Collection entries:
· · · · ·

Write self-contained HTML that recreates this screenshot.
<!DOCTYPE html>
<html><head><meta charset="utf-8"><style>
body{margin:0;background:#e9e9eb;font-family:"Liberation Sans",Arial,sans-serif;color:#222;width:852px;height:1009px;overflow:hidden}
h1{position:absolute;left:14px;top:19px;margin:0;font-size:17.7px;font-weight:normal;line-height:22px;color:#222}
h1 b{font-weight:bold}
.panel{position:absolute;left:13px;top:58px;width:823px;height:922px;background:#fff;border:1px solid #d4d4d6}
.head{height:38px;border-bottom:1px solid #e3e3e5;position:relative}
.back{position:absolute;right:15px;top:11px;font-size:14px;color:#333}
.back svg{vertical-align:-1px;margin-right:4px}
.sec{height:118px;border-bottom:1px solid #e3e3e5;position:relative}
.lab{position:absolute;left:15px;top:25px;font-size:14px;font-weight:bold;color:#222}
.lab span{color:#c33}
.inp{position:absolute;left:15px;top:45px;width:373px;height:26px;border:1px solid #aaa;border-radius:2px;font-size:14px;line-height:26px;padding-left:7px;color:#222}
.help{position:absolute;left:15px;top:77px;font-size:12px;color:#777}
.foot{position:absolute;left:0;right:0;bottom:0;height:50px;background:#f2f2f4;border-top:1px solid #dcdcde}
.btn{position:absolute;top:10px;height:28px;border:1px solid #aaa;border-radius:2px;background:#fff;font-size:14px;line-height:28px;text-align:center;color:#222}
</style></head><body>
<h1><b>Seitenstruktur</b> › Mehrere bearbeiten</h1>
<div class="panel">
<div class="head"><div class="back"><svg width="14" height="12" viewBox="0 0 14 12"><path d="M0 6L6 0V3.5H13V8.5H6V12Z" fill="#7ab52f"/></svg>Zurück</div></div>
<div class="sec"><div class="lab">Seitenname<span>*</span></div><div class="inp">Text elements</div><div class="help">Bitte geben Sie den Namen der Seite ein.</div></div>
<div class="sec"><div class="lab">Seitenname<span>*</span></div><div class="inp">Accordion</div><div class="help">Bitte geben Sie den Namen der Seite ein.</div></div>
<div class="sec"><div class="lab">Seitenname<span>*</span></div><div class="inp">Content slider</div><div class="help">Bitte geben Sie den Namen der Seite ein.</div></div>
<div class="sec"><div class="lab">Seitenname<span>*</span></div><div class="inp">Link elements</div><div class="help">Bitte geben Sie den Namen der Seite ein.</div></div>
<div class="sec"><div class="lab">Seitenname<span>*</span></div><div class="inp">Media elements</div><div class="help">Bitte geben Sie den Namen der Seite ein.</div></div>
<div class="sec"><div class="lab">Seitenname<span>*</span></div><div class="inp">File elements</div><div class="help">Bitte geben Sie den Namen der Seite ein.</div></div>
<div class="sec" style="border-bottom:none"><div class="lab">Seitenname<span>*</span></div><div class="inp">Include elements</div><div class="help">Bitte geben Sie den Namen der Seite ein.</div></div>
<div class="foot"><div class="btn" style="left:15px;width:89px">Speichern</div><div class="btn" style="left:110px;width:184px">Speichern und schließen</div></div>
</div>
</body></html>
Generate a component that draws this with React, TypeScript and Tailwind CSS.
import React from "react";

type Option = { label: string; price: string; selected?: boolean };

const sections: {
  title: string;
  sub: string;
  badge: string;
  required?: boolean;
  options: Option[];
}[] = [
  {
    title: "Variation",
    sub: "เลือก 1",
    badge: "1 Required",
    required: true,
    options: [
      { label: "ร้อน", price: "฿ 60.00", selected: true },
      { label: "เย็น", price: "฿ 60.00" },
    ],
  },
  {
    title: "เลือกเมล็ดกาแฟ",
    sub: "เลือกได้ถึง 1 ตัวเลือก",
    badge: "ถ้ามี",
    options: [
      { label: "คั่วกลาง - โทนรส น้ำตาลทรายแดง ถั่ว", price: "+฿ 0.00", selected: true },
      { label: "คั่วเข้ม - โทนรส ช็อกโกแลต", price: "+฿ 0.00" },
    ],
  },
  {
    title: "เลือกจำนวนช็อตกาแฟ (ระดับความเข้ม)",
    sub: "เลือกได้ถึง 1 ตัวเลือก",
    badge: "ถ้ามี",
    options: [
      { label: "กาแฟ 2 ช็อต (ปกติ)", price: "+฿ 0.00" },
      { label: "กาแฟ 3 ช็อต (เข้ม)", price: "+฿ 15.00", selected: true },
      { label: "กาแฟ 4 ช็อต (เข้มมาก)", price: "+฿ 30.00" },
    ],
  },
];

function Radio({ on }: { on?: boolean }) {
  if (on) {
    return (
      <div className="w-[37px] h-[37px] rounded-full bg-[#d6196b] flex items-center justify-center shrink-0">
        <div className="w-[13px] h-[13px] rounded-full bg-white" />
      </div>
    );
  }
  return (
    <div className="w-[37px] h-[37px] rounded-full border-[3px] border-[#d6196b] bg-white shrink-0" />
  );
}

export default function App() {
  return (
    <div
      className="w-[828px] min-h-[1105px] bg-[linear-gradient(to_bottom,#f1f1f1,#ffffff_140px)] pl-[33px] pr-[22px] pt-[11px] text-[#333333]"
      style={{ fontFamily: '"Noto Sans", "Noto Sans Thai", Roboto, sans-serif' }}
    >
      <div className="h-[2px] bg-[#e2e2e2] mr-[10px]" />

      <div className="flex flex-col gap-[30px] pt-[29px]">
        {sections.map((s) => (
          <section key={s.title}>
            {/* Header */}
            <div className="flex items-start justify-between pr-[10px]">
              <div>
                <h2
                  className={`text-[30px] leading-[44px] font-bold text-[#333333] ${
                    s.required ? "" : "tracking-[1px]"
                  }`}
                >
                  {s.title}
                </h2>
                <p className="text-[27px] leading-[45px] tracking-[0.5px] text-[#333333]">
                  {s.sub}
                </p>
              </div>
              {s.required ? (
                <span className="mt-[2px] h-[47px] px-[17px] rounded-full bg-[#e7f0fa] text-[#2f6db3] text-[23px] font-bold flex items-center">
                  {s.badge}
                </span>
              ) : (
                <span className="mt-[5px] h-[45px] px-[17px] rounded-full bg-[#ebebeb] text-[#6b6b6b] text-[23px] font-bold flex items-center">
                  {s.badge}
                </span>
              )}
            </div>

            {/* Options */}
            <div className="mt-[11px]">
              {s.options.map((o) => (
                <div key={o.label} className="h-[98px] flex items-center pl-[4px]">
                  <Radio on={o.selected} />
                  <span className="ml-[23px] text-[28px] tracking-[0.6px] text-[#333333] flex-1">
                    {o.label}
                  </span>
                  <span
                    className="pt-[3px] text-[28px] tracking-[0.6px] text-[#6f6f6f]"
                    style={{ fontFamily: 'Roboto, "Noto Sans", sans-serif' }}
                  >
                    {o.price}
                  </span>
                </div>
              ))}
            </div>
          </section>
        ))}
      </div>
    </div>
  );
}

· · · · ·

Return each line of the records above exactly as it reads.

- **ANSWER IN FULL**:
Write self-contained HTML that recreates this screenshot.
<!DOCTYPE html>
<html><head><meta charset="utf-8"><style>
body{margin:0;background:#e9e9eb;font-family:"Liberation Sans",Arial,sans-serif;color:#222;width:852px;height:1009px;overflow:hidden}
h1{position:absolute;left:14px;top:19px;margin:0;font-size:17.7px;font-weight:normal;line-height:22px;color:#222}
h1 b{font-weight:bold}
.panel{position:absolute;left:13px;top:58px;width:823px;height:922px;background:#fff;border:1px solid #d4d4d6}
.head{height:38px;border-bottom:1px solid #e3e3e5;position:relative}
.back{position:absolute;right:15px;top:11px;font-size:14px;color:#333}
.back svg{vertical-align:-1px;margin-right:4px}
.sec{height:118px;border-bottom:1px solid #e3e3e5;position:relative}
.lab{position:absolute;left:15px;top:25px;font-size:14px;font-weight:bold;color:#222}
.lab span{color:#c33}
.inp{position:absolute;left:15px;top:45px;width:373px;height:26px;border:1px solid #aaa;border-radius:2px;font-size:14px;line-height:26px;padding-left:7px;color:#222}
.help{position:absolute;left:15px;top:77px;font-size:12px;color:#777}
.foot{position:absolute;left:0;right:0;bottom:0;height:50px;background:#f2f2f4;border-top:1px solid #dcdcde}
.btn{position:absolute;top:10px;height:28px;border:1px solid #aaa;border-radius:2px;background:#fff;font-size:14px;line-height:28px;text-align:center;color:#222}
</style></head><body>
<h1><b>Seitenstruktur</b> › Mehrere bearbeiten</h1>
<div class="panel">
<div class="head"><div class="back"><svg width="14" height="12" viewBox="0 0 14 12"><path d="M0 6L6 0V3.5H13V8.5H6V12Z" fill="#7ab52f"/></svg>Zurück</div></div>
<div class="sec"><div class="lab">Seitenname<span>*</span></div><div class="inp">Text elements</div><div class="help">Bitte geben Sie den Namen der Seite ein.</div></div>
<div class="sec"><div class="lab">Seitenname<span>*</span></div><div class="inp">Accordion</div><div class="help">Bitte geben Sie den Namen der Seite ein.</div></div>
<div class="sec"><div class="lab">Seitenname<span>*</span></div><div class="inp">Content slider</div><div class="help">Bitte geben Sie den Namen der Seite ein.</div></div>
<div class="sec"><div class="lab">Seitenname<span>*</span></div><div class="inp">Link elements</div><div class="help">Bitte geben Sie den Namen der Seite ein.</div></div>
<div class="sec"><div class="lab">Seitenname<span>*</span></div><div class="inp">Media elements</div><div class="help">Bitte geben Sie den Namen der Seite ein.</div></div>
<div class="sec"><div class="lab">Seitenname<span>*</span></div><div class="inp">File elements</div><div class="help">Bitte geben Sie den Namen der Seite ein.</div></div>
<div class="sec" style="border-bottom:none"><div class="lab">Seitenname<span>*</span></div><div class="inp">Include elements</div><div class="help">Bitte geben Sie den Namen der Seite ein.</div></div>
<div class="foot"><div class="btn" style="left:15px;width:89px">Speichern</div><div class="btn" style="left:110px;width:184px">Speichern und schließen</div></div>
</div>
</body></html>
Generate a component that draws this with React, TypeScript and Tailwind CSS.
import React from "react";

type Option = { label: string; price: string; selected?: boolean };

const sections: {
  title: string;
  sub: string;
  badge: string;
  required?: boolean;
  options: Option[];
}[] = [
  {
    title: "Variation",
    sub: "เลือก 1",
    badge: "1 Required",
    required: true,
    options: [
      { label: "ร้อน", price: "฿ 60.00", selected: true },
      { label: "เย็น", price: "฿ 60.00" },
    ],
  },
  {
    title: "เลือกเมล็ดกาแฟ",
    sub: "เลือกได้ถึง 1 ตัวเลือก",
    badge: "ถ้ามี",
    options: [
      { label: "คั่วกลาง - โทนรส น้ำตาลทรายแดง ถั่ว", price: "+฿ 0.00", selected: true },
      { label: "คั่วเข้ม - โทนรส ช็อกโกแลต", price: "+฿ 0.00" },
    ],
  },
  {
    title: "เลือกจำนวนช็อตกาแฟ (ระดับความเข้ม)",
    sub: "เลือกได้ถึง 1 ตัวเลือก",
    badge: "ถ้ามี",
    options: [
      { label: "กาแฟ 2 ช็อต (ปกติ)", price: "+฿ 0.00" },
      { label: "กาแฟ 3 ช็อต (เข้ม)", price: "+฿ 15.00", selected: true },
      { label: "กาแฟ 4 ช็อต (เข้มมาก)", price: "+฿ 30.00" },
    ],
  },
];

function Radio({ on }: { on?: boolean }) {
  if (on) {
    return (
      <div className="w-[37px] h-[37px] rounded-full bg-[#d6196b] flex items-center justify-center shrink-0">
        <div className="w-[13px] h-[13px] rounded-full bg-white" />
      </div>
    );
  }
  return (
    <div className="w-[37px] h-[37px] rounded-full border-[3px] border-[#d6196b] bg-white shrink-0" />
  );
}

export default function App() {
  return (
    <div
      className="w-[828px] min-h-[1105px] bg-[linear-gradient(to_bottom,#f1f1f1,#ffffff_140px)] pl-[33px] pr-[22px] pt-[11px] text-[#333333]"
      style={{ fontFamily: '"Noto Sans", "Noto Sans Thai", Roboto, sans-serif' }}
    >
      <div className="h-[2px] bg-[#e2e2e2] mr-[10px]" />

      <div className="flex flex-col gap-[30px] pt-[29px]">
        {sections.map((s) => (
          <section key={s.title}>
            {/* Header */}
            <div className="flex items-start justify-between pr-[10px]">
              <div>
                <h2
                  className={`text-[30px] leading-[44px] font-bold text-[#333333] ${
                    s.required ? "" : "tracking-[1px]"
                  }`}
                >
                  {s.title}
                </h2>
                <p className="text-[27px] leading-[45px] tracking-[0.5px] text-[#333333]">
                  {s.sub}
                </p>
              </div>
              {s.required ? (
                <span className="mt-[2px] h-[47px] px-[17px] rounded-full bg-[#e7f0fa] text-[#2f6db3] text-[23px] font-bold flex items-center">
                  {s.badge}
                </span>
              ) : (
                <span className="mt-[5px] h-[45px] px-[17px] rounded-full bg-[#ebebeb] text-[#6b6b6b] text-[23px] font-bold flex items-center">
                  {s.badge}
                </span>
              )}
            </div>

            {/* Options */}
            <div className="mt-[11px]">
              {s.options.map((o) => (
                <div key={o.label} className="h-[98px] flex items-center pl-[4px]">
                  <Radio on={o.selected} />
                  <span className="ml-[23px] text-[28px] tracking-[0.6px] text-[#333333] flex-1">
                    {o.label}
                  </span>
                  <span
                    className="pt-[3px] text-[28px] tracking-[0.6px] text-[#6f6f6f]"
                    style={{ fontFamily: 'Roboto, "Noto Sans", sans-serif' }}
                  >
                    {o.price}
                  </span>
                </div>
              ))}
            </div>
          </section>
        ))}
      </div>
    </div>
  );
}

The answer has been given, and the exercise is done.